(Code that builds pages)

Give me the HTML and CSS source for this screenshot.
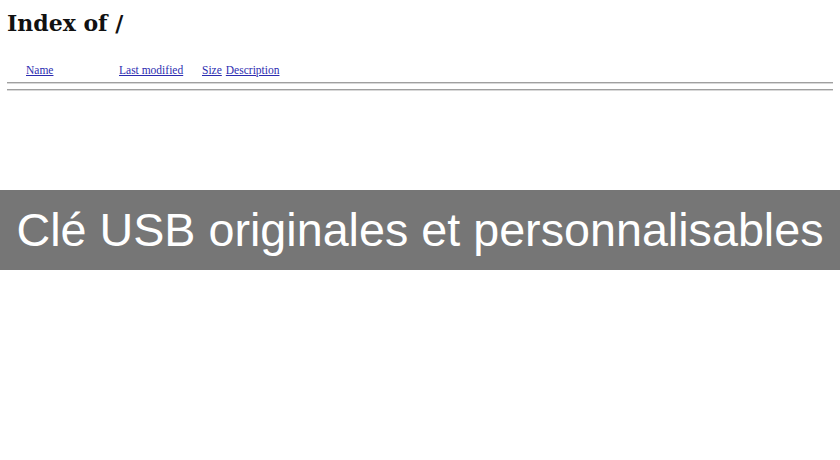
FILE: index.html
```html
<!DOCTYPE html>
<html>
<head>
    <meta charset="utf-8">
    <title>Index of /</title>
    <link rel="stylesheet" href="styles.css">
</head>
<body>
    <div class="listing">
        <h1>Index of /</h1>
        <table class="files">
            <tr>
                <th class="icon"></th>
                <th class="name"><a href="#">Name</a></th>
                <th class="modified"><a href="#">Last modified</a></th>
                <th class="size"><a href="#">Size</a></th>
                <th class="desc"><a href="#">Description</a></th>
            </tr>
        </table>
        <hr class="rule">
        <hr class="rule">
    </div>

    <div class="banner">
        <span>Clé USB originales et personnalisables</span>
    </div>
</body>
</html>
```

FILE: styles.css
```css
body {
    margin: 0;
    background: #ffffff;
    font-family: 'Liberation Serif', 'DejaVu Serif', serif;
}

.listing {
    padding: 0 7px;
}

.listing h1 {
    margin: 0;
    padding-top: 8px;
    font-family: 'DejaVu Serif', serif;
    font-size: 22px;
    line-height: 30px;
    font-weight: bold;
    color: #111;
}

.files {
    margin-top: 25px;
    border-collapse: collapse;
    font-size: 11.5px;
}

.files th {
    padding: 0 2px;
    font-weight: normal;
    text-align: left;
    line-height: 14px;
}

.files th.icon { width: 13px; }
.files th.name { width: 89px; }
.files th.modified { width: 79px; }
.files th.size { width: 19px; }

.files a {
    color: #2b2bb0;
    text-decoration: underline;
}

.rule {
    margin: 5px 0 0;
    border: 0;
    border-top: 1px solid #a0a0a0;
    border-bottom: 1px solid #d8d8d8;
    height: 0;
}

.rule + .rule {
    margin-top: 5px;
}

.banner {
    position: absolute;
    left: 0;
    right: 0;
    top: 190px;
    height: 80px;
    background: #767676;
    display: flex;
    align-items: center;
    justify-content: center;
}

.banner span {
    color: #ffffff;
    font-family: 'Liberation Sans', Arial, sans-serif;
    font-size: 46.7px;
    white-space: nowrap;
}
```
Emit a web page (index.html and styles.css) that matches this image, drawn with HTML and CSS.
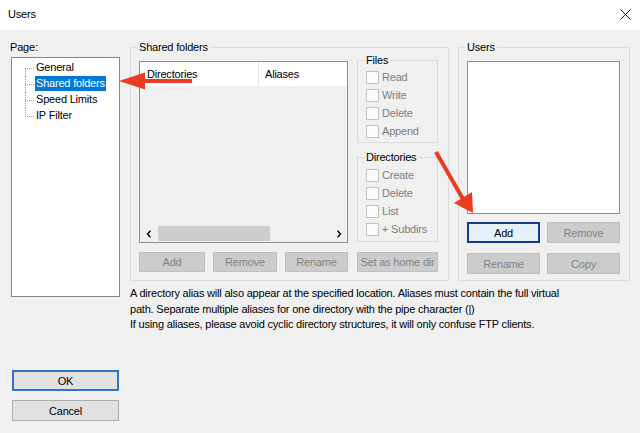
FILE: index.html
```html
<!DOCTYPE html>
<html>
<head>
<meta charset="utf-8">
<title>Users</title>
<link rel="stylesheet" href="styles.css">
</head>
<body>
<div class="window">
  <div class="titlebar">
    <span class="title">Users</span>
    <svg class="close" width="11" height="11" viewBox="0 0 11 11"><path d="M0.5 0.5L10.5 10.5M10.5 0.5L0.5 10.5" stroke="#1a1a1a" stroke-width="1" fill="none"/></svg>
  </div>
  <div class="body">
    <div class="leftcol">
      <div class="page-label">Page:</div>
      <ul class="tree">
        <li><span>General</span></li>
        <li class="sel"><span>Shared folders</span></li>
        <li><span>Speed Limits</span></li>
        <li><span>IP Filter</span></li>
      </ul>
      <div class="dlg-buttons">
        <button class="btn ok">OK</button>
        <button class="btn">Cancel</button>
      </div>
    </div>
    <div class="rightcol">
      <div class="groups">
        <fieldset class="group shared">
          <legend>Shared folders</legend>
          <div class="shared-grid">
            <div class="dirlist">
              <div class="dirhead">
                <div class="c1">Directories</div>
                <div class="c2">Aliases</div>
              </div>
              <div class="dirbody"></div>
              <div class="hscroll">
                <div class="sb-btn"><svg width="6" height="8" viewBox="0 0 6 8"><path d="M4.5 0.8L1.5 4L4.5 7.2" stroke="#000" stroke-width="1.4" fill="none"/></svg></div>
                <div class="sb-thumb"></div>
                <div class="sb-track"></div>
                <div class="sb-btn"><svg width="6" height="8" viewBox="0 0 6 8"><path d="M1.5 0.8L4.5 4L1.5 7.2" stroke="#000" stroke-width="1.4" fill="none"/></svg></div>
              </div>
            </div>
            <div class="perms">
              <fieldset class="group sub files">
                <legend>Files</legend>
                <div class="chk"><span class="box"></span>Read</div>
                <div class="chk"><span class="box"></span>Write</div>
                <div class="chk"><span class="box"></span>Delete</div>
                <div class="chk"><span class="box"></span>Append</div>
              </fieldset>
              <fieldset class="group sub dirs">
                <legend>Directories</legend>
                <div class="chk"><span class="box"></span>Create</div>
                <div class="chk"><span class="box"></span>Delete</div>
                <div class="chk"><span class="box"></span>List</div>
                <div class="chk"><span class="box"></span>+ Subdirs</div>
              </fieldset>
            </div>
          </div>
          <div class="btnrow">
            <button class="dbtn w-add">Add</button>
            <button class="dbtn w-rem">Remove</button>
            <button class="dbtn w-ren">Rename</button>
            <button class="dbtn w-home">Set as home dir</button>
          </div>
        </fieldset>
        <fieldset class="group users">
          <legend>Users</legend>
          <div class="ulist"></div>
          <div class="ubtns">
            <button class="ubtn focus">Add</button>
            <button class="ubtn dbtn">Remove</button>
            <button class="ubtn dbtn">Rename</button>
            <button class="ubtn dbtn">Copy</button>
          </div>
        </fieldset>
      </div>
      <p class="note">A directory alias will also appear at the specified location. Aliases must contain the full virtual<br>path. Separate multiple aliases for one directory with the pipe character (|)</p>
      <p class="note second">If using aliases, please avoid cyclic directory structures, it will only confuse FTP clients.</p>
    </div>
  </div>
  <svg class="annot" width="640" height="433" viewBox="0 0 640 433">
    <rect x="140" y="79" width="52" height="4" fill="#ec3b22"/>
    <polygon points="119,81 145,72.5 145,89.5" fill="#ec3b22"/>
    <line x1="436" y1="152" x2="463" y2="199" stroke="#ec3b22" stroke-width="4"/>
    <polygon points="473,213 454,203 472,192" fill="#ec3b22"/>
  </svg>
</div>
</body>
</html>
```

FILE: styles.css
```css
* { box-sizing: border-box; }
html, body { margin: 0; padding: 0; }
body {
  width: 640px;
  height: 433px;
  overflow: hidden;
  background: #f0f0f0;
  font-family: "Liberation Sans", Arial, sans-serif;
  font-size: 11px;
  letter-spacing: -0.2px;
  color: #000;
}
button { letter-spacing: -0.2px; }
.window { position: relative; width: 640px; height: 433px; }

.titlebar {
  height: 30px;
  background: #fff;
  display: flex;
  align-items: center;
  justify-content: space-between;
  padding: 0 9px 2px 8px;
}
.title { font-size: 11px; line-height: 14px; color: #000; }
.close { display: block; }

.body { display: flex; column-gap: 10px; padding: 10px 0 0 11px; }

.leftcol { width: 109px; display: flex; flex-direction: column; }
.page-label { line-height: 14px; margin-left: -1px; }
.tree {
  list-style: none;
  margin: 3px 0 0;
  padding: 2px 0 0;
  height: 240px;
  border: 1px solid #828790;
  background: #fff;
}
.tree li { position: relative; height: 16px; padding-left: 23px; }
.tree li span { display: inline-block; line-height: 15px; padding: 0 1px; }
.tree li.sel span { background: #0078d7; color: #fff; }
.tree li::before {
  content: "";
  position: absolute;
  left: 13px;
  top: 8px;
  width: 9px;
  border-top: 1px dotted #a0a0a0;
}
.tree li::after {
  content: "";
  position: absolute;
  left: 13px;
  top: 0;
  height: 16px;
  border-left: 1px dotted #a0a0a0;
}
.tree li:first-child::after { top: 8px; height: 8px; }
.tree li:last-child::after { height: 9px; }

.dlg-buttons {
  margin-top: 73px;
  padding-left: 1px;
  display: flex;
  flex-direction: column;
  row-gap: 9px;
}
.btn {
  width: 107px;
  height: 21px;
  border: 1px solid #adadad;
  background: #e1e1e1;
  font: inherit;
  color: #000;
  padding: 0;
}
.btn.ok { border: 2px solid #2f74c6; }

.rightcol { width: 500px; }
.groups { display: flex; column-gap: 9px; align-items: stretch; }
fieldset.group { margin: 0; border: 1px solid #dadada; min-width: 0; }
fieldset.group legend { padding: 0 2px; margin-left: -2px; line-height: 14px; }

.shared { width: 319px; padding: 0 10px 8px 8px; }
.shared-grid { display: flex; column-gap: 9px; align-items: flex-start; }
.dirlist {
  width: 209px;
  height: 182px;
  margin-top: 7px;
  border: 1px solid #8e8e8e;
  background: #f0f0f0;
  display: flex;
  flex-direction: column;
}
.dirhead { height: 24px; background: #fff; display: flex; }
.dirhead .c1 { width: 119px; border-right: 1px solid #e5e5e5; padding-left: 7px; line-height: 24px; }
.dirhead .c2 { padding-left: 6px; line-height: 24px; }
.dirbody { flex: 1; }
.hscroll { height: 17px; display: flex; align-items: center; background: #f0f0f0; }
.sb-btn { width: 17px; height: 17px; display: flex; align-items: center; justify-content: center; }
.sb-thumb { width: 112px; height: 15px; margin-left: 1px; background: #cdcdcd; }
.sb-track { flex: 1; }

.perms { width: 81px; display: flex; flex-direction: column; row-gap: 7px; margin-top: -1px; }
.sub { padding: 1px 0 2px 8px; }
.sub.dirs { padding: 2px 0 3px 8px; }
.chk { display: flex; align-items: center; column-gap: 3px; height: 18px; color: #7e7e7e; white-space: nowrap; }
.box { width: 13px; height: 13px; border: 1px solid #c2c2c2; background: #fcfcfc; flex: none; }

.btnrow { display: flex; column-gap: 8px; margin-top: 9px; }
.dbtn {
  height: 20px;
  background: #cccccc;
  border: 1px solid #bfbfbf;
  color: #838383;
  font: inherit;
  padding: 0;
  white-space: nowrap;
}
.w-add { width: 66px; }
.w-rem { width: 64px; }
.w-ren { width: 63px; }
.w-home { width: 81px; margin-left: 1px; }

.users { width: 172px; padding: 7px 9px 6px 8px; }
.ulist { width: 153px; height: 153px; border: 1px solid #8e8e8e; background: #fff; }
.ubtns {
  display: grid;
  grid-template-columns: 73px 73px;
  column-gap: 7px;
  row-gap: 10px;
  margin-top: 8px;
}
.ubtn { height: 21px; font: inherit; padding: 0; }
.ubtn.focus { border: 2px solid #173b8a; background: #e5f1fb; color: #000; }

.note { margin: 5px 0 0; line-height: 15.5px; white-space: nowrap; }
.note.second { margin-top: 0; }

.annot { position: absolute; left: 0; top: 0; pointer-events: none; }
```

_REQUIREMENTS:_ Determine how many lines contain the word "this" and reply with that number alone.

_ANSWER TO THE EXERCISE:_ 2